El femicidio de Úrsula Bahillo en la ciudad de Rojas es la demostración empírica de que los recursos legales, técnicos y humanos para proveer esa protección ante una amenaza letal son insuficientes o inútiles. Peor aun: los funcionarios encargados de atender la problemática y erigir barreras eficientes y confiables entre víctimas y victimarios en la violencia de género son, muchas veces, el problema secundario.
Después de siete meses de sufrir y callar, Úrsula se animó a pedir ayuda. Contó, primero; denunció, después. Puso en manos de la Justicia la evidencia y pidió una medida de protección, algo que mantuviera la amenaza lejos de ella. El Estado, a través de sus poderes, le respondió con papeles y documentos que terminaron convertidos en letra inútil, cuando directamente no le cerró las puertas en la cara, como ocurrió pocos días antes del cruel desenlace, cuando en la comisaría no atendieron su reclamo de que el hombre que alguna vez dijo haberla amado y que ahora amenazaba con matarla violaba flagrantemente la restricción perimetral. No quisieron escucharla, y él, así, tuvo vía libre para asesinarla.
Ante el hecho consumado, fiscales, jueces de Garantías, jueces de Paz, policías... todos repiten haber hecho lo que estaba a su alcance. Uno firmó la perimetral, pero no puede hacerla cumplir por sí mismo; otro aduce que, aun cuando el acusado viole la orden restrictiva, no puede detenerlo preventivamente porque la calificación legal del hecho no lo habilita. Otro dice que no tiene medios para hacer cumplir las mandas judiciales. Sus excusas son fútiles ante la evidencia de la muerte, y son flagrante desidia cuando el desenlace deja al descubierto, como en este caso, que las alarmas habían sonado demasiadas veces como para ser ignoradas de forma tan grosera.

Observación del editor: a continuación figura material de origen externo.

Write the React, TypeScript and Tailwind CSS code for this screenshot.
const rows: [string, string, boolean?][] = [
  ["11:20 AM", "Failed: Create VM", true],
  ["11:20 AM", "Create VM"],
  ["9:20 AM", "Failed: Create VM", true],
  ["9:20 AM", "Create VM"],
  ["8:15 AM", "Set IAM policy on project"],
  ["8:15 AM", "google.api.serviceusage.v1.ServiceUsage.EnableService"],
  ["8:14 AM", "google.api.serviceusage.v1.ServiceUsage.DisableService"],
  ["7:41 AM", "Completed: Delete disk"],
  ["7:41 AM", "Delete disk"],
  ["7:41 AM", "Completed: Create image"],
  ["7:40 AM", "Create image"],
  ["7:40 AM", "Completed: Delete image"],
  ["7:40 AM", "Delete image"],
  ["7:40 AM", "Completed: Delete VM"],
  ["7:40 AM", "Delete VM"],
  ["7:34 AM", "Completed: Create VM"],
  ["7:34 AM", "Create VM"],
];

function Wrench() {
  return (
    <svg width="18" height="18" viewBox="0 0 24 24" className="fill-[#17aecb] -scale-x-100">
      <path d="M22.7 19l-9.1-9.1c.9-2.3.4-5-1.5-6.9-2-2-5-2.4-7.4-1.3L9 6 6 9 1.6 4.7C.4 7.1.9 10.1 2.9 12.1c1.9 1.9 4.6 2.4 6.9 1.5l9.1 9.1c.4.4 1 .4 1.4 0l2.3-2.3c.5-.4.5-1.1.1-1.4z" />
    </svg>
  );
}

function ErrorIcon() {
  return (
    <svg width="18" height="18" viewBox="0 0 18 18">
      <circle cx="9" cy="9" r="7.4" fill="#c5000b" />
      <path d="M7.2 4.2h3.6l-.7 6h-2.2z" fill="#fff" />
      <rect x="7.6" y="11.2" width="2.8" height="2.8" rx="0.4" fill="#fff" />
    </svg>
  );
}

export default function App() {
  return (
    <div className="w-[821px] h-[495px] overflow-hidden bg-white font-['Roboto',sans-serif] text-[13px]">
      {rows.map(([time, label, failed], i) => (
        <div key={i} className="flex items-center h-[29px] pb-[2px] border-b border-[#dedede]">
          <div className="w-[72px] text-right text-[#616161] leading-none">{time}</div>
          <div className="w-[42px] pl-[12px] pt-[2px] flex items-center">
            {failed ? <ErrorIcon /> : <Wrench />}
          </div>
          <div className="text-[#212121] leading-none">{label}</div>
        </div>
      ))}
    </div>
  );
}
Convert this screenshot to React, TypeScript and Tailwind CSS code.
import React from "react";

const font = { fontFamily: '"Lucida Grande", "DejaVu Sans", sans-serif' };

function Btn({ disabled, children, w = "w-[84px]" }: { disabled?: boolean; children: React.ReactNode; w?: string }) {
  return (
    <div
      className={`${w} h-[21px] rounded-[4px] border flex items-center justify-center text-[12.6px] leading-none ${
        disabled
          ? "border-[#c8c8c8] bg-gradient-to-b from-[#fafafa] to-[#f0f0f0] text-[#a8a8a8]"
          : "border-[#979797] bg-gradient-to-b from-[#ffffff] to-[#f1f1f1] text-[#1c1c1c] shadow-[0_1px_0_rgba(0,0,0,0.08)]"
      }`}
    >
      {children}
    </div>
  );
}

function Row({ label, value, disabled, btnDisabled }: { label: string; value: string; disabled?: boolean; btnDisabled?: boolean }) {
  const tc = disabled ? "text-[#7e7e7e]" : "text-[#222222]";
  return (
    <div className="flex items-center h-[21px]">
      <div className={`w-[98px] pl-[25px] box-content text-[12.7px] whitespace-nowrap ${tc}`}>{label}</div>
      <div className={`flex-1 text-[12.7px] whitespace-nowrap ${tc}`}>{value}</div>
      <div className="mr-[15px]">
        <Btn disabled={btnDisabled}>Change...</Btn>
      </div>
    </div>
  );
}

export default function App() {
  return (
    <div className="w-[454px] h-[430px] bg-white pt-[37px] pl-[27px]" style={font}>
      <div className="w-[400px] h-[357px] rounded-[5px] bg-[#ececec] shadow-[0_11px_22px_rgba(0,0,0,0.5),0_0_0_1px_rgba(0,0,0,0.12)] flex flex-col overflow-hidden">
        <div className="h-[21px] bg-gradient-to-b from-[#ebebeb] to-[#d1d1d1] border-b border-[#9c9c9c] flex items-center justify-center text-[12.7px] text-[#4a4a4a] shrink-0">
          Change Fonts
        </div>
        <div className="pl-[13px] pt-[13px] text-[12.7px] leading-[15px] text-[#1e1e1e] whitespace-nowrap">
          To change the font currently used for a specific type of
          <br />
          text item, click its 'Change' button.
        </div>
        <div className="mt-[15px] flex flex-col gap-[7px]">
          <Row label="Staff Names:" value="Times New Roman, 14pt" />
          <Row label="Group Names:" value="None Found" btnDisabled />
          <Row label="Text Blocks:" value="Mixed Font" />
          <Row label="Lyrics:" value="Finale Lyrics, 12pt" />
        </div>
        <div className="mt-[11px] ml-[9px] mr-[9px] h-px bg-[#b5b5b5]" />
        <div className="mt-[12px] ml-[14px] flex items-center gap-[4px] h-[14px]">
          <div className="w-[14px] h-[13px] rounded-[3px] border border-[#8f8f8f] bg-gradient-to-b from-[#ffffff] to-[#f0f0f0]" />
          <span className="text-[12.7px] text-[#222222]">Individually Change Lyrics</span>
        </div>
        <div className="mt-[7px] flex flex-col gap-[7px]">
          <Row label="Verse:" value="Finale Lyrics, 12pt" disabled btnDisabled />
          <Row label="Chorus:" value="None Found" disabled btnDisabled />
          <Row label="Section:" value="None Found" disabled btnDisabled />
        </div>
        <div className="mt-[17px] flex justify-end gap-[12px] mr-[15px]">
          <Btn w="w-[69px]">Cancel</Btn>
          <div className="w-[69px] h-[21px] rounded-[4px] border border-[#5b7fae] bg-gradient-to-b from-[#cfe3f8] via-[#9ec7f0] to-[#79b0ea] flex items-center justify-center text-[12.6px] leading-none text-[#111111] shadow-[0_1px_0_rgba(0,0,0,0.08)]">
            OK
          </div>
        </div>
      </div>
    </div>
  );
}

Las voces que claman “ni una menos” suenan cada vez más fuerte. Pero las cifras de la cruel estadística no retroceden, plagadas de vidas segadas. Las medidas protectivas ofrecidas a las mujeres que se animan a denunciar a los violentos que las acosan son papel mojado. Los tres poderes deben idear y ejecutar soluciones reales y efectivas. Mientras, por omisión o inacción, el Estado sigue sin dar la talla.